··· Available records ···
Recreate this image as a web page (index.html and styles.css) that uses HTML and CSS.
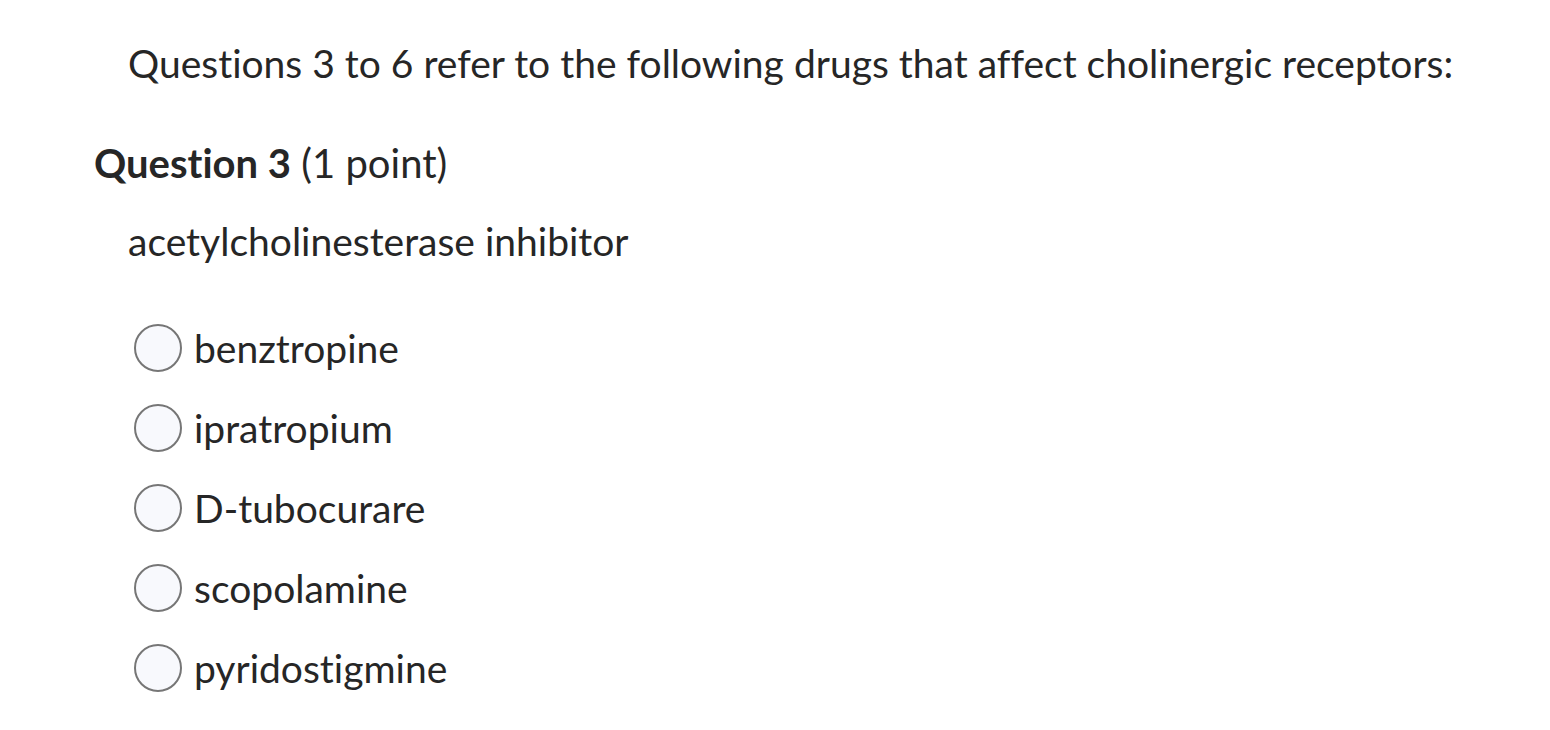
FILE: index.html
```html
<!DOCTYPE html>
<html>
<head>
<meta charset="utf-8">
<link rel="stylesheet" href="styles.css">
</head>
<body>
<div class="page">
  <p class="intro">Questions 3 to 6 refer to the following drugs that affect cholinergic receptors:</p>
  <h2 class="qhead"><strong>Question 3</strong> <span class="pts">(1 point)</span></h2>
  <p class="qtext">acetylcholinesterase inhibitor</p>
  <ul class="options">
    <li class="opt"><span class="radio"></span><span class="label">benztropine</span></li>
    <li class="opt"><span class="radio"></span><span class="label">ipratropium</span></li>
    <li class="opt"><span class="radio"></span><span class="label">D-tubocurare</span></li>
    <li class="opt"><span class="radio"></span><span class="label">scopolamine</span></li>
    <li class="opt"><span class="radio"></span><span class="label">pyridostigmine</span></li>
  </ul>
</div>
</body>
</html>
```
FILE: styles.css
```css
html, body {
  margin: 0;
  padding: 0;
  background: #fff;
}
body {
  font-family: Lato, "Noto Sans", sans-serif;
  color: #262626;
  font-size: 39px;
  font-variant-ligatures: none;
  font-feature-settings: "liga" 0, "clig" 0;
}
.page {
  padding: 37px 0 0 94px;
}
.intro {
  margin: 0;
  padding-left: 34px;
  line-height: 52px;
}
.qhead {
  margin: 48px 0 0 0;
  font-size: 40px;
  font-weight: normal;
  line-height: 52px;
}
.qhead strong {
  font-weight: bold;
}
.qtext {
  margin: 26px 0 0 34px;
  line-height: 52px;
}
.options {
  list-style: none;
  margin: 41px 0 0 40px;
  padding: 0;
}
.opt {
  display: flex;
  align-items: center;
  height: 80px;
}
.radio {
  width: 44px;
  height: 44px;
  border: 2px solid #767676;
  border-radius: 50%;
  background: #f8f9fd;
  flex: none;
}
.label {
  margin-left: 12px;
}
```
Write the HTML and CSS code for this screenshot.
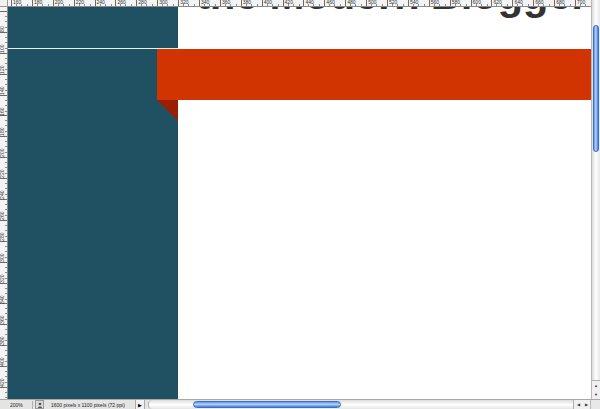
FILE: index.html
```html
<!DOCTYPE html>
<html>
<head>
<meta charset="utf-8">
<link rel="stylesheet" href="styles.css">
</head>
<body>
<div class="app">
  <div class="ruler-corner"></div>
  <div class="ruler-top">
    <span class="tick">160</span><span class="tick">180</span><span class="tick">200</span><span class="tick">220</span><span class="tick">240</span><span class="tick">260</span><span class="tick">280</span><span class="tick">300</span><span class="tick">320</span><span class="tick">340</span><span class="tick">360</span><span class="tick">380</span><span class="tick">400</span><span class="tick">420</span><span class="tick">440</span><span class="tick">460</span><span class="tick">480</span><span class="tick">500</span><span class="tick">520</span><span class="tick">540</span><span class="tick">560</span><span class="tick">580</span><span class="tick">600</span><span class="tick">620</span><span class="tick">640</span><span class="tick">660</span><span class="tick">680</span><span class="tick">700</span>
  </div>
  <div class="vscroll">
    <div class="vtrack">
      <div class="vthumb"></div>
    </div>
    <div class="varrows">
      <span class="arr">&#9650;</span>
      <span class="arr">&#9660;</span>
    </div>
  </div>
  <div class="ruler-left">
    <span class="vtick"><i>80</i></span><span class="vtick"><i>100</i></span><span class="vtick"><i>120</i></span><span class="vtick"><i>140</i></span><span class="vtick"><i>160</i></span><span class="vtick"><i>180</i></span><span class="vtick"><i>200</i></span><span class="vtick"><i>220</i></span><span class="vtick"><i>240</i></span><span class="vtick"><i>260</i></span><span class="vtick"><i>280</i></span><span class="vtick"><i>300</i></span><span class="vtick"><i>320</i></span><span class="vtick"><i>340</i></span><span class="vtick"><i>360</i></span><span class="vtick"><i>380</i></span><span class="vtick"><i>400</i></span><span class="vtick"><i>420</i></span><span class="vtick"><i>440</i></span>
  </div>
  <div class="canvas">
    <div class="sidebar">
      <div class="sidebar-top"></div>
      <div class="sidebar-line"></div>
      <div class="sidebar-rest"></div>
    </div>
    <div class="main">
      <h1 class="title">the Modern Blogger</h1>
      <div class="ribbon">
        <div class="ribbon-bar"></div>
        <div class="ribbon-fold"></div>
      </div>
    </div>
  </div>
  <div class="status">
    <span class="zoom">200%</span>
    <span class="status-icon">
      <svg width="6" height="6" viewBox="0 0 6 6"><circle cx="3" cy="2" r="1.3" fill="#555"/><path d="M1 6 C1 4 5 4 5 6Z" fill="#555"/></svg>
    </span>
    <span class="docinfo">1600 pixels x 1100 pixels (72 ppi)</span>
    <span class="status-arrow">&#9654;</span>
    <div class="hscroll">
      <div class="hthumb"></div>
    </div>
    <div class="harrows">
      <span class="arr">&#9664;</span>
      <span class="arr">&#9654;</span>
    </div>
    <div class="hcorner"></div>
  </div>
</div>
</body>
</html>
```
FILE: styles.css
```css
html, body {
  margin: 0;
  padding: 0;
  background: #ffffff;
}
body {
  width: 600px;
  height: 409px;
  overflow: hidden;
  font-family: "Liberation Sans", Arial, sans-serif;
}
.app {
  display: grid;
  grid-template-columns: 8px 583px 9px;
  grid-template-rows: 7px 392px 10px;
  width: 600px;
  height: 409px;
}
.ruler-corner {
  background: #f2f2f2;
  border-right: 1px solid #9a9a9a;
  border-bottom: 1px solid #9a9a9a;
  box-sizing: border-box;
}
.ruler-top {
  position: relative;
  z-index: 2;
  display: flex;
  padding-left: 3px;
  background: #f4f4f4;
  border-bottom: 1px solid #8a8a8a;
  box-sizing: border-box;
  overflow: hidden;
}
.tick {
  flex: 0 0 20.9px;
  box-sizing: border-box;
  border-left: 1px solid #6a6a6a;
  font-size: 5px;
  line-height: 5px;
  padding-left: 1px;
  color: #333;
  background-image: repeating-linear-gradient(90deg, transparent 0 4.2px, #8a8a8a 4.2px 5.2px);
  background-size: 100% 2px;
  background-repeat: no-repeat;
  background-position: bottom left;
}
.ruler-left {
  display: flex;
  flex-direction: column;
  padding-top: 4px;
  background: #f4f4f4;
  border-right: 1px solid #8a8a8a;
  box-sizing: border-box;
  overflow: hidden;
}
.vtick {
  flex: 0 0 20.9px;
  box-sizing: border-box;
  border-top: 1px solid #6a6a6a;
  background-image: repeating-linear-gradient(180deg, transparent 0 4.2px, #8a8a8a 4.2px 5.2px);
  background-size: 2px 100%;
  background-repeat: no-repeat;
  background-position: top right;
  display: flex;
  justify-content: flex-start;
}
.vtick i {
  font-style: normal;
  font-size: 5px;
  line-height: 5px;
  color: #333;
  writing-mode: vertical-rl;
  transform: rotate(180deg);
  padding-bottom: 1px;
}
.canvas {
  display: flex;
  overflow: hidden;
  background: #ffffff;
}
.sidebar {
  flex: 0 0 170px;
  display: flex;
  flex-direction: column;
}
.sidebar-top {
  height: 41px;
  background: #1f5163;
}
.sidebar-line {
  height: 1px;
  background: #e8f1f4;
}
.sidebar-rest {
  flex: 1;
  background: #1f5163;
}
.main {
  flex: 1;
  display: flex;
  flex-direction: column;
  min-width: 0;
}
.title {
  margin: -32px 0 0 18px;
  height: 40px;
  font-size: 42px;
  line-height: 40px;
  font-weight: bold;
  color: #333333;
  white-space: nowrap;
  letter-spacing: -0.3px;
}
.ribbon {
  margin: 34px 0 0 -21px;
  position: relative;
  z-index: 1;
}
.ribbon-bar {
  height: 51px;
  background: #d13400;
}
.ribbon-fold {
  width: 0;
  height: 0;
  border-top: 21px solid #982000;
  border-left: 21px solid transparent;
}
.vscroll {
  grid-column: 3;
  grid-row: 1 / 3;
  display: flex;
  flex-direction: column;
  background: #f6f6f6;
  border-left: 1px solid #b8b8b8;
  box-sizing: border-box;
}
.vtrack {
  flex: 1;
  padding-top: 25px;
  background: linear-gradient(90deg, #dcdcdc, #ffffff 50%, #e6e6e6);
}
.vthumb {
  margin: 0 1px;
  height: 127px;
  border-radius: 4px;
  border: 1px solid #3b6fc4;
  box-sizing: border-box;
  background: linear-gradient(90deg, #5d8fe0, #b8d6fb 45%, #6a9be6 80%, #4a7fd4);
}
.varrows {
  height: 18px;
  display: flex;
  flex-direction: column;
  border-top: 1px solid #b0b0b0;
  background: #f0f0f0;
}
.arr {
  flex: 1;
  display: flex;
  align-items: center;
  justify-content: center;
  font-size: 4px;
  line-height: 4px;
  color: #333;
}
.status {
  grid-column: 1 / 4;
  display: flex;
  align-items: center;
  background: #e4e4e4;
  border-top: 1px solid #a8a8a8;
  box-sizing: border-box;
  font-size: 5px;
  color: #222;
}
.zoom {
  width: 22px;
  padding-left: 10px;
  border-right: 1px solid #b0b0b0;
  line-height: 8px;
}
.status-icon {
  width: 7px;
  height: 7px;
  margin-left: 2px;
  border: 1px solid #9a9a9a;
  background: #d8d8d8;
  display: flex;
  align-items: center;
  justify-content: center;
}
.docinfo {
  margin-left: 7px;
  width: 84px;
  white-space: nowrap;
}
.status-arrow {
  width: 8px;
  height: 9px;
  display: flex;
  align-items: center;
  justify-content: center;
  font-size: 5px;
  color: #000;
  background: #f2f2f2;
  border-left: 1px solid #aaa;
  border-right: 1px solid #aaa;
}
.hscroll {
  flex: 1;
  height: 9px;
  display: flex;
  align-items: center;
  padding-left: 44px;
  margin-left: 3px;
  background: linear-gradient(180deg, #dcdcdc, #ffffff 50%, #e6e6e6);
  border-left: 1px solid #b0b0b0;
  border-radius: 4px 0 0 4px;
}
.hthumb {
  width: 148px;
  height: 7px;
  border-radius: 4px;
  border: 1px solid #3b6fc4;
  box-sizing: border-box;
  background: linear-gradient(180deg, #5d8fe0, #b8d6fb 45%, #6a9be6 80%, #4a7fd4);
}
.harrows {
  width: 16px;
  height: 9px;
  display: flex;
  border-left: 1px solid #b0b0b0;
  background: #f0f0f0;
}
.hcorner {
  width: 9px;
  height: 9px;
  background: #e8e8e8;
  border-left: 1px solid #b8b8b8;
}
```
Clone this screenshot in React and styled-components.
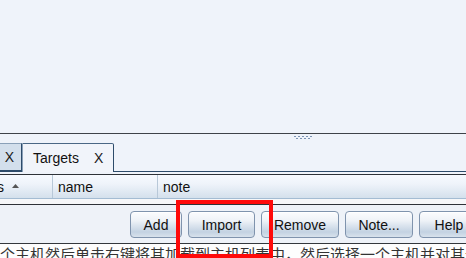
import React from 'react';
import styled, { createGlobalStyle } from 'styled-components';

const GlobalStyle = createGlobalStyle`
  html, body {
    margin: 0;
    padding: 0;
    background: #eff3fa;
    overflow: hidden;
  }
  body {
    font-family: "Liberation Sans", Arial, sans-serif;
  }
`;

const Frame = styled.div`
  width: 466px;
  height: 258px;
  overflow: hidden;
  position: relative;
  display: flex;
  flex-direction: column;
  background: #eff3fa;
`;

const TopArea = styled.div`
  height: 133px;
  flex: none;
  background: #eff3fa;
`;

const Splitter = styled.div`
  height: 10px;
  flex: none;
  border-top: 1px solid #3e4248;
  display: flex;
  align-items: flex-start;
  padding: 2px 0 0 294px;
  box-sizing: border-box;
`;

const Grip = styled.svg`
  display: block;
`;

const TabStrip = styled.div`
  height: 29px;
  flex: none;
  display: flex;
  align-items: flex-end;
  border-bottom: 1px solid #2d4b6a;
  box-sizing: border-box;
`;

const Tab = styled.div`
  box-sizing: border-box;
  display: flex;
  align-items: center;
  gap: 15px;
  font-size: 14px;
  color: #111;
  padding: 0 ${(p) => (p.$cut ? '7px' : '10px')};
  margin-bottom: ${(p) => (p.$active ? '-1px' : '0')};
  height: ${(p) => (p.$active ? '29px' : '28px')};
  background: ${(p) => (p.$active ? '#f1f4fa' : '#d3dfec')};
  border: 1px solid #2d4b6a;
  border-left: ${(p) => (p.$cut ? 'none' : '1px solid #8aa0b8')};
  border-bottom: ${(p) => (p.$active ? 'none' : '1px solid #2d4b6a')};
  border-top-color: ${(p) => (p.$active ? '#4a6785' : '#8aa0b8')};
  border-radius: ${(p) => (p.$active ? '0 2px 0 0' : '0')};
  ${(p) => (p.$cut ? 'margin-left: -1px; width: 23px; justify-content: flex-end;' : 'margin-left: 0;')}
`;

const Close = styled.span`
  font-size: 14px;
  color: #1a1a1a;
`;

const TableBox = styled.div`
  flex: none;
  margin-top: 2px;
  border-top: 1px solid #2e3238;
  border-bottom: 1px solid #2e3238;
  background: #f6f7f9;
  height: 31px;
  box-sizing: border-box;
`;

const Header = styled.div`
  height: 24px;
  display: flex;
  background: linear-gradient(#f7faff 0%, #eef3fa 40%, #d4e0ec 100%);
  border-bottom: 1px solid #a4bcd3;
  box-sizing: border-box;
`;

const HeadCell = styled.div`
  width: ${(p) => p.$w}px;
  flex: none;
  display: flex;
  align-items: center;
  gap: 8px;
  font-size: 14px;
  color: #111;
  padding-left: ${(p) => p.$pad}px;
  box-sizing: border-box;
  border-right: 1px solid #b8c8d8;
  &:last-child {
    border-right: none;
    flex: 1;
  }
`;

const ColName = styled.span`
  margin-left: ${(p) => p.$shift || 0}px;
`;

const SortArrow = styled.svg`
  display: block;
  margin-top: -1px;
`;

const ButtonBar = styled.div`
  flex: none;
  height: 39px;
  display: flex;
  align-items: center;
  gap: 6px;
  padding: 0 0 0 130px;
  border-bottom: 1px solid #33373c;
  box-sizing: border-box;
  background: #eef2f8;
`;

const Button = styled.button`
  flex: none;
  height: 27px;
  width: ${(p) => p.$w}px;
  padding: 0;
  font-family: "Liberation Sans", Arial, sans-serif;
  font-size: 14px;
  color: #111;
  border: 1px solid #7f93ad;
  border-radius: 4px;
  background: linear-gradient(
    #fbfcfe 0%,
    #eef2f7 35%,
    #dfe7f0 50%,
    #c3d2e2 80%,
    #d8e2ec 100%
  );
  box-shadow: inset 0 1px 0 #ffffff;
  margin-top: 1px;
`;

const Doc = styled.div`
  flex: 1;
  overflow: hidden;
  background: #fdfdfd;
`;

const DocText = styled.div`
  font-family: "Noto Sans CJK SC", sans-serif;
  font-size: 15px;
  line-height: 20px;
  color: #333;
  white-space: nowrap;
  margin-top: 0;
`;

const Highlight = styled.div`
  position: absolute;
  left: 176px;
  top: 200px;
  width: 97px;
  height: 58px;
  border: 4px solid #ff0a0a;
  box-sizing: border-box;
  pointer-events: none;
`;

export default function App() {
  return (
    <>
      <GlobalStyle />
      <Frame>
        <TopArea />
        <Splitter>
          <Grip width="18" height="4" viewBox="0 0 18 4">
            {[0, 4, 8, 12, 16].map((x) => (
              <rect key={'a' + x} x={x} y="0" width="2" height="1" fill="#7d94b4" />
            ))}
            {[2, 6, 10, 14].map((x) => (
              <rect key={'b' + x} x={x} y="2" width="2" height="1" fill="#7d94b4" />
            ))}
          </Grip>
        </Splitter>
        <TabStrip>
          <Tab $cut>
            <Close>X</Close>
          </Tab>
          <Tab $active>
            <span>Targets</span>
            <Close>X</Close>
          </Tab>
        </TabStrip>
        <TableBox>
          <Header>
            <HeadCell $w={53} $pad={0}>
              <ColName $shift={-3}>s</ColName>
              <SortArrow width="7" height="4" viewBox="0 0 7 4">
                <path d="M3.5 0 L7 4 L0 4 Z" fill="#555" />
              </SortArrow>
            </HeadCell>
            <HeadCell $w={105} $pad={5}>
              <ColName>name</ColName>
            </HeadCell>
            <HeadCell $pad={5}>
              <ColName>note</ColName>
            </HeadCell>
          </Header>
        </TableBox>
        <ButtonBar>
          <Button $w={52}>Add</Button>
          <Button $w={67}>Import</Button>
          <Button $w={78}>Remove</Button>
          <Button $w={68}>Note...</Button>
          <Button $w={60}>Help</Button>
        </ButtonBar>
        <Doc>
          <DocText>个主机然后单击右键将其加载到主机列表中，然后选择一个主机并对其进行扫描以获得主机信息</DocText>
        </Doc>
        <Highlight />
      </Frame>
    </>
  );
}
···
● **Task prompt**
Copy each line holding the word "index" from the listing above.

● **Answer to the task**
Recreate this image as a web page (index.html and styles.css) that uses HTML and CSS.
FILE: index.html
FILE: index.html
  z-index: 2;
  z-index: 1;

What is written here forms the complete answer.